From Steamboat Willie to Pinocchio to Mary Poppins, Disney’s movies grew out of his own life experiences. He told stories of outsiders struggling for acceptance and belonging, while questioning the conventions of class and authority. As Disney rose to prominence and gained financial security, his work became increasingly celebratory of the American way of life that made his unlikely success possible.

Yet despite the success he achieved, he was driven and restless, a demanding perfectionist on whom decades of relentless work and chain-smoking would take their toll. He wanted his films to make people feel deeply, yet he often buried his own emotions. Aspiring to create great artistic films, he felt he wasn’t taken seriously by the movie industry and was stung when critics panned his productions. Never satisfied with his previous efforts, he always pushed forward to a “new adventure,” but his attention to detail and quest for innovation frequently meant delays and cost overruns. When his employees organized and went on strike, Disney felt betrayed, unable to understand how people who worked for him could be unhappy; years later he called them “communists” before the House Un-American Activities Committee.

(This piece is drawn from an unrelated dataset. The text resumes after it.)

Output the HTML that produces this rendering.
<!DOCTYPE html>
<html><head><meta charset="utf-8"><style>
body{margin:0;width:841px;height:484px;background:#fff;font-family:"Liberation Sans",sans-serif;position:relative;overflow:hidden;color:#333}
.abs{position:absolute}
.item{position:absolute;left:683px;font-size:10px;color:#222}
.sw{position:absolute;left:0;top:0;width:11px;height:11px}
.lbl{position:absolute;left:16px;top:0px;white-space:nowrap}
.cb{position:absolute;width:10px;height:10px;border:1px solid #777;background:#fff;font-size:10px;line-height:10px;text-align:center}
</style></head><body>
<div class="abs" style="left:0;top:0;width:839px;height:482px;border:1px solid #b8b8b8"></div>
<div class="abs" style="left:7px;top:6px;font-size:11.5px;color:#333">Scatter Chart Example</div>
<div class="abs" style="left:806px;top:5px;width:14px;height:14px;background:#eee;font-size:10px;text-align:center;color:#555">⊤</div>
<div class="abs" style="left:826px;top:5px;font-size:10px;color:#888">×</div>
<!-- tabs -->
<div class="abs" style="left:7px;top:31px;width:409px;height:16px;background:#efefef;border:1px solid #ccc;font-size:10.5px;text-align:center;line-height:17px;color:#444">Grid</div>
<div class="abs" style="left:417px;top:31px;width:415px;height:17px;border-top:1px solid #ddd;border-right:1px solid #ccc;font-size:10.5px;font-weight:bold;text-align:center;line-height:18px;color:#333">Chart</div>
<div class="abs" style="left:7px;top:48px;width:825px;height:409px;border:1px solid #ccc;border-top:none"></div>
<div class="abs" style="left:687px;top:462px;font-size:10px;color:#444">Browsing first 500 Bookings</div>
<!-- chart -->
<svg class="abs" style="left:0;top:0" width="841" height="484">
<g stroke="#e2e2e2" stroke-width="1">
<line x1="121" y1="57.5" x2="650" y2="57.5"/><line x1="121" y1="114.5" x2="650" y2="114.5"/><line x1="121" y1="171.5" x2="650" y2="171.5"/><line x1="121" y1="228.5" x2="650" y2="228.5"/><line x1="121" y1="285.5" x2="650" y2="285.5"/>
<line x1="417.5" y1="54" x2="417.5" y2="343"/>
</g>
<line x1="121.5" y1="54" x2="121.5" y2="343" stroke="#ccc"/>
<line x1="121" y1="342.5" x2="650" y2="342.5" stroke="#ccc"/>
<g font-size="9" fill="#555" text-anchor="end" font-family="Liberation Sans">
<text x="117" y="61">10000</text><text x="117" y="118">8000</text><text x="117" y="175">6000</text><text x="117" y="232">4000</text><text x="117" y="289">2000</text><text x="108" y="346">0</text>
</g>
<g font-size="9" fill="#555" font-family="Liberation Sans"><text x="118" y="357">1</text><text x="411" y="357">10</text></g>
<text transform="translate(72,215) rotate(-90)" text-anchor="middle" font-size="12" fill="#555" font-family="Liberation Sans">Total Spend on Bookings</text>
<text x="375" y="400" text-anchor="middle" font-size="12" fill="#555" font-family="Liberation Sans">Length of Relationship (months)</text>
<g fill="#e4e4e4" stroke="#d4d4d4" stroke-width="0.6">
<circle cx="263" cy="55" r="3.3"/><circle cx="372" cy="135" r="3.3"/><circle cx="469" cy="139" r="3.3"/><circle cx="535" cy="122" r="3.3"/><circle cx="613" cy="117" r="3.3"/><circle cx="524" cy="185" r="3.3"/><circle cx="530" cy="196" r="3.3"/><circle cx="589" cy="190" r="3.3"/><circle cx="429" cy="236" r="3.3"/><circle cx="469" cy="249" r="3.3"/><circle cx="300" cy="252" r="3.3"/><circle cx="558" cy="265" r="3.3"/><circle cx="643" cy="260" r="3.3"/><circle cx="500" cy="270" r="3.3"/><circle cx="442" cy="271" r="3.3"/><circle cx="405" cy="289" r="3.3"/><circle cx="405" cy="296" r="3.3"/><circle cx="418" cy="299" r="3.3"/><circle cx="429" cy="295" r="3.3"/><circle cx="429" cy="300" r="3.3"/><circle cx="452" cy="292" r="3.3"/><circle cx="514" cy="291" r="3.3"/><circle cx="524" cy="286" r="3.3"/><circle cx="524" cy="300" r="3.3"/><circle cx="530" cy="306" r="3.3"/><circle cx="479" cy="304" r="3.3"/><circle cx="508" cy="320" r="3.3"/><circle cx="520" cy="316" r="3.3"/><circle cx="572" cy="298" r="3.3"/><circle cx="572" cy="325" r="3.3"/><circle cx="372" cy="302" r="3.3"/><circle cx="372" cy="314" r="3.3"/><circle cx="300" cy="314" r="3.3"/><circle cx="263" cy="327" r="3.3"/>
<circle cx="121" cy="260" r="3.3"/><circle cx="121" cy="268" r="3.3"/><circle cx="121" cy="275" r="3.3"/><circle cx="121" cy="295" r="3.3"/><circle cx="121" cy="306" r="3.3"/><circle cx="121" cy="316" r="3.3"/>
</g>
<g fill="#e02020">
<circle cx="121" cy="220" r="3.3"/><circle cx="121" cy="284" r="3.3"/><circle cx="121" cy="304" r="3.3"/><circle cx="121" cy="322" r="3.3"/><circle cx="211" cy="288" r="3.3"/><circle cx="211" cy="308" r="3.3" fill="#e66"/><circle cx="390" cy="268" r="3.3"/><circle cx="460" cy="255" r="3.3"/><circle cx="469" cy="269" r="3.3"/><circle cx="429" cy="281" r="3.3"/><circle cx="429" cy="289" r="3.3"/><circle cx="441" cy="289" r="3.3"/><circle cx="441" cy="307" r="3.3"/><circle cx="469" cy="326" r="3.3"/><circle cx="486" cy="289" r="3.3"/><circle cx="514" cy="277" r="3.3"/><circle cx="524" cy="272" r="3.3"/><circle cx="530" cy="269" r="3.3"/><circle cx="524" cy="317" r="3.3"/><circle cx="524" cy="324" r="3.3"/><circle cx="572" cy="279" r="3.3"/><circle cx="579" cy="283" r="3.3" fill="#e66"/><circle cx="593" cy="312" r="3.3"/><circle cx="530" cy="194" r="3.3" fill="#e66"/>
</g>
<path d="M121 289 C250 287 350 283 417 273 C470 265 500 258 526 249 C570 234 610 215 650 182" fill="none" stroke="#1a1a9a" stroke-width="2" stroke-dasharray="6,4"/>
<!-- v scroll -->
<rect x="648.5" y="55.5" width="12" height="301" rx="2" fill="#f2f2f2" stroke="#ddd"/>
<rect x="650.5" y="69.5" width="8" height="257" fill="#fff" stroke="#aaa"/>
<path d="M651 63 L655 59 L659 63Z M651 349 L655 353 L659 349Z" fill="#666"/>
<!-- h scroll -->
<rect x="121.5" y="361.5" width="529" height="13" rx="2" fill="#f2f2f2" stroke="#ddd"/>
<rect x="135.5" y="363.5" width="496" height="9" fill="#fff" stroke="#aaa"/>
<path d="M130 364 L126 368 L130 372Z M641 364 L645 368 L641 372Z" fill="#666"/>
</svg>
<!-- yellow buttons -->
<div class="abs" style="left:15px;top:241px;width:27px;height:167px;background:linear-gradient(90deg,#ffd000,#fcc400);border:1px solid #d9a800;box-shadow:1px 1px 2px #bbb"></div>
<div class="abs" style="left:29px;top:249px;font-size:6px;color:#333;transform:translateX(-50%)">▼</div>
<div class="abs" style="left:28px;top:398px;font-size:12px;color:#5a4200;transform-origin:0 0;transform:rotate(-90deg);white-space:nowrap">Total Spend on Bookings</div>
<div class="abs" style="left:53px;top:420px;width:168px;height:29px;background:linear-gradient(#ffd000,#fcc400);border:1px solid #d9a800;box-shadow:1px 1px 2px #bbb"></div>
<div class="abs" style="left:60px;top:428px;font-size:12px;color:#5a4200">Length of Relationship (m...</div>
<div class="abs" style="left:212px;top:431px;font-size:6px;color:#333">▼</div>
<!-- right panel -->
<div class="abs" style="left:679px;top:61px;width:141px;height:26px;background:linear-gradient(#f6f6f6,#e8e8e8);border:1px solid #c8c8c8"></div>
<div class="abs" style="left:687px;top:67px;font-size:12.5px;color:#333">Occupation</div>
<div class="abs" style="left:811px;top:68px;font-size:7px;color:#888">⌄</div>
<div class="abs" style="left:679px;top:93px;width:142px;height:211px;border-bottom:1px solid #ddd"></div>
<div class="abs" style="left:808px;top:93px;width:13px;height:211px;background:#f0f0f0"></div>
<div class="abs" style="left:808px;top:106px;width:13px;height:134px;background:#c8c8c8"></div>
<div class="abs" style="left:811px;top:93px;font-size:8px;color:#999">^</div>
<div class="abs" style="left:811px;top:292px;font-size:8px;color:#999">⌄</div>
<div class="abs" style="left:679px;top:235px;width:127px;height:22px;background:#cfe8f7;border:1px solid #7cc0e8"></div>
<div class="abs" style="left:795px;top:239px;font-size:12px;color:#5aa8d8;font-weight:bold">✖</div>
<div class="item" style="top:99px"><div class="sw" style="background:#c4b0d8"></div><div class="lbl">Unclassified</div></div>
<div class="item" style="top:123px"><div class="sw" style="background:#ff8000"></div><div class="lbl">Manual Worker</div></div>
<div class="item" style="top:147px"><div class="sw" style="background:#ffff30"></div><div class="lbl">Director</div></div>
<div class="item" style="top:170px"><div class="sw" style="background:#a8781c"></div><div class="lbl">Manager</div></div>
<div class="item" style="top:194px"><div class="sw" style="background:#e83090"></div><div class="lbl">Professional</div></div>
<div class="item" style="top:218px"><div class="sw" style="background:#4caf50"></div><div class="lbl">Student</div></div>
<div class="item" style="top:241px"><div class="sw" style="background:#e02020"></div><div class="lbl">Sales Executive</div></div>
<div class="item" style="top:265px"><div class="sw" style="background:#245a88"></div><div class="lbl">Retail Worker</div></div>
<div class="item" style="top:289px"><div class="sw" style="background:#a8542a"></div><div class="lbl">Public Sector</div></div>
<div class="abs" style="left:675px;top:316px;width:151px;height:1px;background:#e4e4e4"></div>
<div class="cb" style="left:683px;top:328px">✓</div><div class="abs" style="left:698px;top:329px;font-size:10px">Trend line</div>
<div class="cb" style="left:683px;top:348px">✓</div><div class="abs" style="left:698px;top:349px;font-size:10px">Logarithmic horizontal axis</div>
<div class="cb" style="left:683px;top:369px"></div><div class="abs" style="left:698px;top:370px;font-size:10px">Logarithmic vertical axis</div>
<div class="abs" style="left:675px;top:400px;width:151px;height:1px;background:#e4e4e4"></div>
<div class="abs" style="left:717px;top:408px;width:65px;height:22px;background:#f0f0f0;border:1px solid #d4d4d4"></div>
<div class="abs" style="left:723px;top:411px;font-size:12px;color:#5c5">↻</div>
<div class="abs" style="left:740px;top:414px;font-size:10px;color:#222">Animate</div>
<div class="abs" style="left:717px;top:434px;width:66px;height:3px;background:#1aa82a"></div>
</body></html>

A polarizing figure — though true believers vastly outnumber his critics — Disney’s achievements are indisputable. He created one of the most beloved cartoon characters in history, Mickey Mouse; conceived the first-ever feature-length animated film, Snow White and the Seven Dwarfs; pioneered the integration of media and marketing with thousands of branded products; and conceived Disneyland, the world’s first theme park and a three-dimensional realization of his own utopian universe.

Walt Disney includes interviews with artists who worked at the studio, including Rolly Crump, Robert Givens, Don Lusk, Floyd Norman and Ruthie Tompson, Disney executive Marty Sklar, Disney producer Don Hahn, costume designer Alice M. Davis, composer Richard M. Sherman, son-in-law Ron Miller, and academics and authors who have written extensively about Walt Disney, including Neal Gabler, Susan Douglas, Richard Schickel, Steven Watts, Ron Suskind, and Carmenita Higginbotham.

“Oftentimes, the character that’s at the center of Disney’s work is an outsider, an underdog of sorts, who is trying in a way to buck the system and find their way,” says AMERICAN EXPERIENCE executive producer Mark Samels. “I think Walt Disney really saw himself that way. He was a cartoonist from the Midwest who ended up in Hollywood. He wasn’t part of the inner circle. He really saw himself as standing apart from the power structure. He considered himself an artist first and foremost, and for much of his career he was.”